Today, C2’s annual event has become a hot ticket. The last event hosted 7,000 participants from 34 industries and 60 countries. The creative production team is playing forward lessons learned and is working with corporate and association clients—including IMEX and MPI—to add out-of-meeting experiences to their annual events. “We really enjoy bringing the C2 ethos to different organizations and creating some of our most intriguing and thought-provoking collaborative experiences,” St-Pierre says.

The theme for C2’s annual flagship event in Montreal in May 2019 is “Tomorrow.” C2 will host leaders from a wide range of industries to engage participants on how to create a better tomorrow through actions today.

“We are really fortunate to live in a world where creativity and innovation are highly present,” he says. “The theme Tomorrow is one that we believe will allow creative and innovative minds to come together to address today’s most pressing topics—climate change, artificial intelligence, corporate culture, racial and gender inequality, diversity in the workforce, etc.
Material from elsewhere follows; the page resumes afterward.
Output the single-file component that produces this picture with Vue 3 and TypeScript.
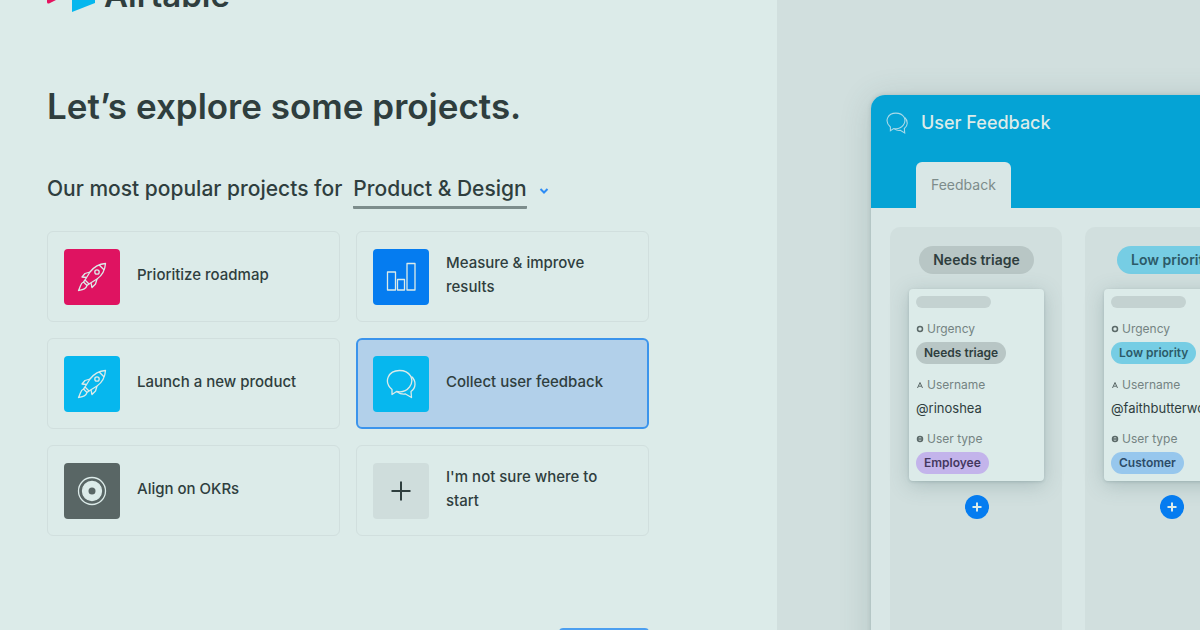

We are all concerned about the future of business, our organization, our children and generations to come, but tomorrow is already on its way.”

“We are seeing fruits of our labors,” Cyboran says. “There has been a general change across the industry, as groups are finding new ways to get expertise from those on the stage and off, using emerging technology and innovative formats.”

That, according to C2, is how the industry will evolve to deliver the meeting format of tomorrow.